Tuesday, July 6, 2010

Stimulus Spending versus Deficit Cutting

There is an ongoing debate in the States regarding the best way to deal with the economic downturn, slump, recession or depression (and it has been called all of those things). The debate centers around stimulus spending versus deficit cutting. I'm going to lay out what I see as the basic issues in what I hope is non-technical language (official disclaimer - I'm not an economist).

Today Krugman is saying spend, spend, spend - clearly in the camp of more stimulus. And his arguments do make sense. The US is in the possibly worst downturn since the thirties. And he argues that the only way to recovery is to get businesses hiring and people working which necessitates a stimulus package . I kind of agree with that.
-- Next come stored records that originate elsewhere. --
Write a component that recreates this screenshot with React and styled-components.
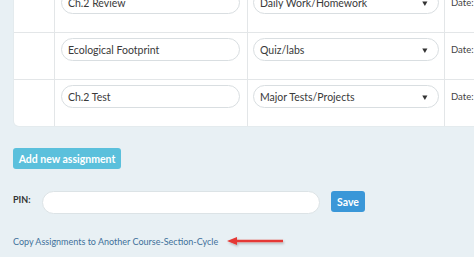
import React from "react";
import styled, { createGlobalStyle } from "styled-components";

const Global = createGlobalStyle`
  html, body { margin: 0; padding: 0; background: #ffffff; }
  body { font-family: Lato, "Open Sans", "Liberation Sans", sans-serif; }
  #root { width: 474px; height: 260px; overflow: hidden; }
`;

const Page = styled.div`
  height: 257px;
  background: #e8f0f4;
  overflow: hidden;
  display: flex;
  flex-direction: column;
  padding-left: 13px;
  box-sizing: border-box;
`;

const Card = styled.div`
  margin-top: -15px;
  margin-left: 1px;
  width: 520px;
  background: #ffffff;
  border-radius: 0 0 0 5px;
  display: grid;
  grid-template-columns: 40px 193px 197px 90px;
  box-shadow: 0 0 0 1px #e4ebee;
`;

const Cell = styled.div`
  height: 47px;
  box-sizing: border-box;
  border-left: ${(p) => (p.$first ? "none" : "1px solid #e3e6e8")};
  border-top: ${(p) => (p.$top ? "1px solid #e3e6e8" : "none")};
  padding: ${(p) => (p.$top ? "5px" : "6px")} 0 0 ${(p) => p.$pad || 6}px;
  display: flex;
  align-items: flex-start;
`;

const TextInput = styled.div`
  width: ${(p) => p.$w}px;
  height: 23px;
  box-sizing: border-box;
  border: 1px solid #d9dee1;
  border-radius: 12px;
  background: #fff;
  display: flex;
  align-items: center;
  padding: 0 ${(p) => p.$pr || 8}px 0 6px;
  font-size: 10.5px;
  color: #3a3a3a;
  justify-content: space-between;
`;

const Caret = styled.span`
  font-size: 8px;
  color: #333;
  transform: scaleX(1.1);
`;

const DateLabel = styled.span`
  font-size: 9.5px;
  color: #444;
  line-height: 23px;
  white-space: nowrap;
`;

const AddButton = styled.button`
  margin-top: 22px;
  align-self: flex-start;
  height: 21px;
  width: 108px;
  border: none;
  border-radius: 3px;
  background: #5bc0dc;
  color: #ffffff;
  font-family: inherit;
  font-weight: 700;
  font-size: 10.5px;
  padding: 0;
  cursor: pointer;
`;

const PinRow = styled.div`
  margin-top: 22px;
  display: flex;
  align-items: center;
  height: 23px;
`;

const PinLabel = styled.span`
  font-size: 9px;
  font-weight: 700;
  color: #333;
  width: 29px;
  align-self: flex-start;
  margin-top: 3px;
`;

const PinInput = styled.div`
  width: 278px;
  height: 23px;
  box-sizing: border-box;
  border: 1px solid #dce3e6;
  border-radius: 12px;
  background: #fff;
`;

const SaveButton = styled.button`
  margin-left: 11px;
  align-self: flex-start;
  height: 21px;
  width: 34px;
  border: none;
  border-radius: 3px;
  background: #3a97d8;
  color: #fff;
  font-family: inherit;
  font-weight: 700;
  font-size: 10.5px;
  padding: 0;
`;

const LinkRow = styled.div`
  margin-top: 20px;
  display: flex;
  align-items: center;
  height: 14px;
`;

const Link = styled.a`
  font-size: 9px;
  color: #41709b;
  text-decoration: none;
`;

const Arrow = styled.svg`
  margin-left: 9px;
  overflow: visible;
`;

const rows = [
  { title: "Ch.2 Review", cat: "Daily Work/Homework" },
  { title: "Ecological Footprint", cat: "Quiz/labs" },
  { title: "Ch.2 Test", cat: "Major Tests/Projects" },
];

export default function App() {
  return (
    <>
      <Global />
      <Page>
        <Card>
          {rows.map((r, i) => (
            <React.Fragment key={r.title}>
              <Cell $first $top={i > 0} />
              <Cell $top={i > 0}>
                <TextInput $w={179}>{r.title}</TextInput>
              </Cell>
              <Cell $top={i > 0} $pad={5}>
                <TextInput $w={186} $pr={9}>
                  {r.cat}
                  <Caret>▼</Caret>
                </TextInput>
              </Cell>
              <Cell $top={i > 0} $pad={6}>
                <DateLabel>Date:</DateLabel>
              </Cell>
            </React.Fragment>
          ))}
        </Card>
        <AddButton>Add new assignment</AddButton>
        <PinRow>
          <PinLabel>PIN:</PinLabel>
          <PinInput />
          <SaveButton>Save</SaveButton>
        </PinRow>
        <LinkRow>
          <Link href="#">Copy Assignments to Another Course-Section-Cycle</Link>
          <Arrow width="58" height="10" viewBox="0 0 58 10">
            <defs>
              <filter id="sh" x="-20%" y="-100%" width="140%" height="300%">
                <feDropShadow dx="1" dy="1.5" stdDeviation="1" floodColor="#000" floodOpacity="0.25" />
              </filter>
            </defs>
            <g filter="url(#sh)">
              <line x1="8" y1="5" x2="56" y2="5" stroke="#e53935" strokeWidth="2.6" />
              <polygon points="0,5 10,1 10,9" fill="#e53935" />
            </g>
          </Arrow>
        </LinkRow>
      </Page>
    </>
  );
}
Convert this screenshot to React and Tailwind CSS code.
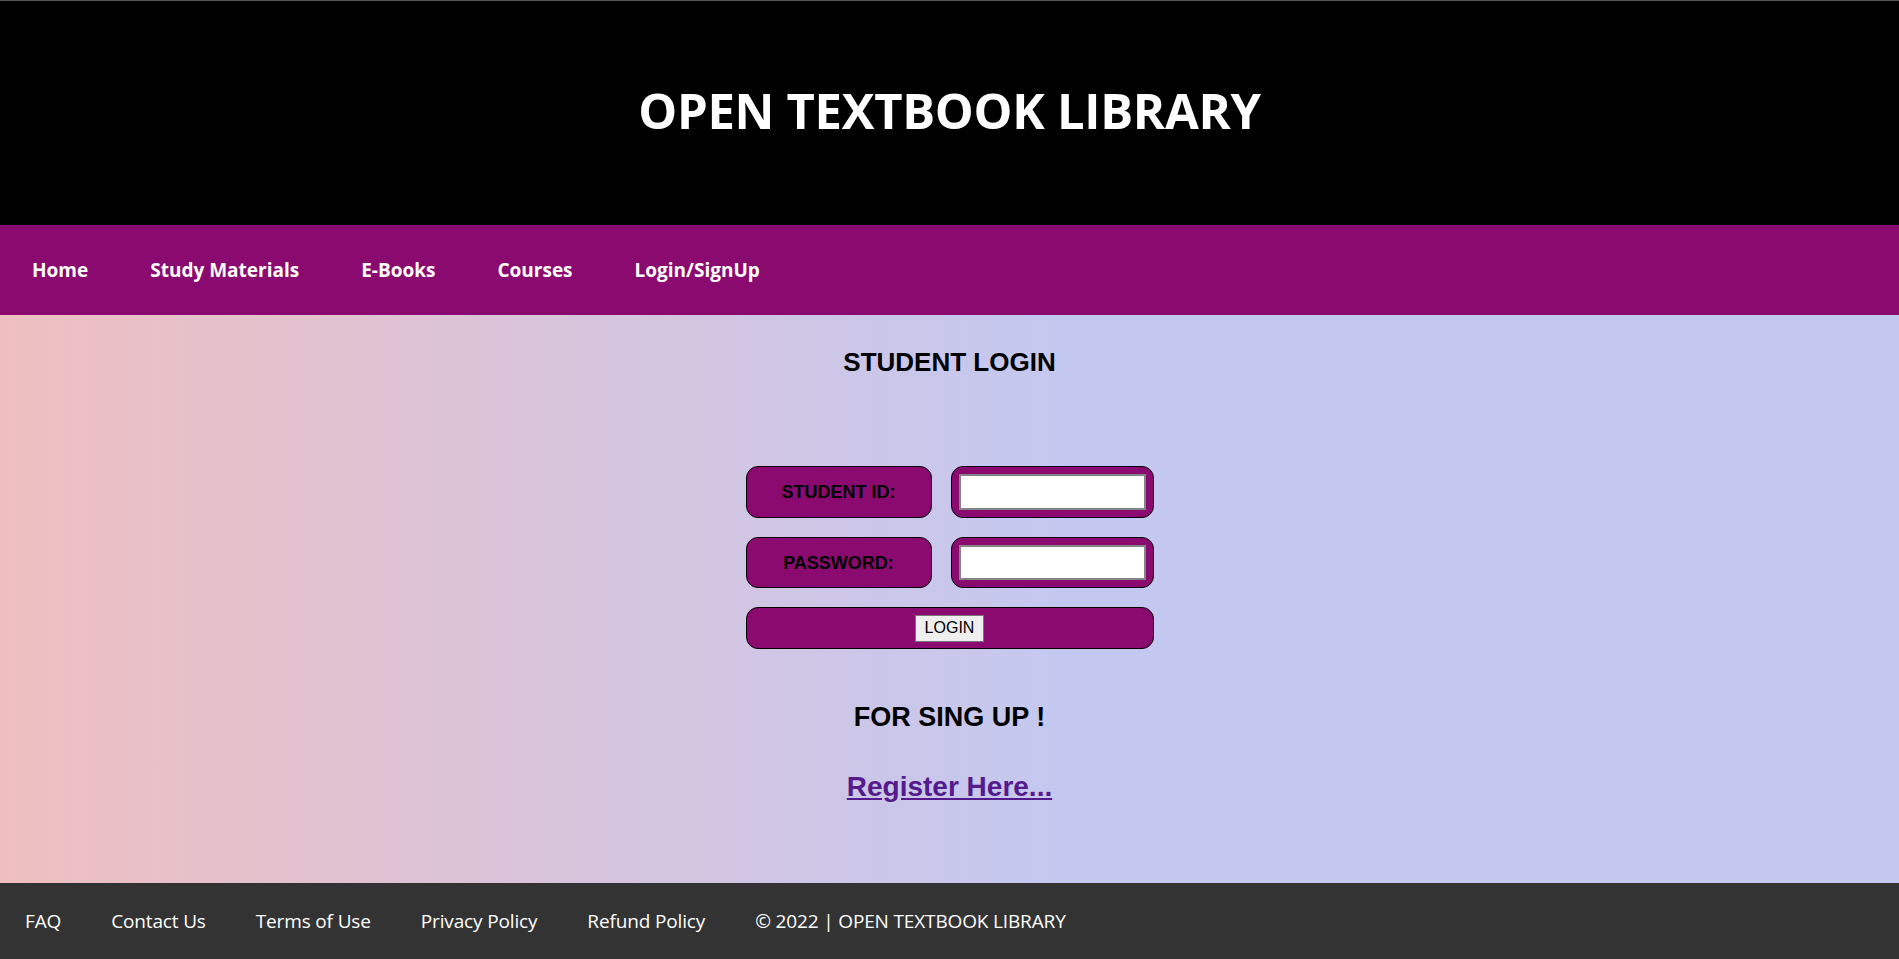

On the other hand, some are correctly noting that the US deficit at the end of June is unsustainable. Give or take a few billion dollars it is now around 13 trillion dollars. The deficit hawks argue that more stimulus means kicking the problem down the road so future generations will have to deal with it - rather than taking on the pain and dealing with it now. I kind of agree with their arguments as well.

Complicating matters is that the corrupt "To Big To Fail" banks were handed a get out of jail and get out of debt card for free. (That is a whole other blog post or probably deserves its own blog!)

In terms of worst consequences - I don't know. Travelling down the Krugman path means increasing government debt, a bigger tax burden for future generations, potential sovereign default (unlikely but not impossible) and/or bond vigalentes (much more likely - think of what happened to Greece - the cost of servicing your debt gets so high you can no longer do it and are forced to institute draconian austerity measures).

Not stimulating the economy risks anemic growth, falling GDP, falling tax revenues and continued high employment and a full blown depression.

I think the fiscal authorities in the US are literally stuck between a rock and a hard place. And I don't think they are up for the job. (Sorry Timmy)

I'm not an economist but know from experience that in some cases there is a third way (or fourth or fifth) once you move beyond thinking outside a certain framework. I think it is time for some hard questions (continual exponential growth as a model for companies or governments never made much sense to me - what happened to slow but steady dividends?) and some innovative thinking.

1 comment:

  1. We have been here before and not too long ago. Search stagflation. I suspect that a way to boost the economy without cash stimulus or tax shortfalls will involve mandates. The question is, how will the politicians do this without getting the blame?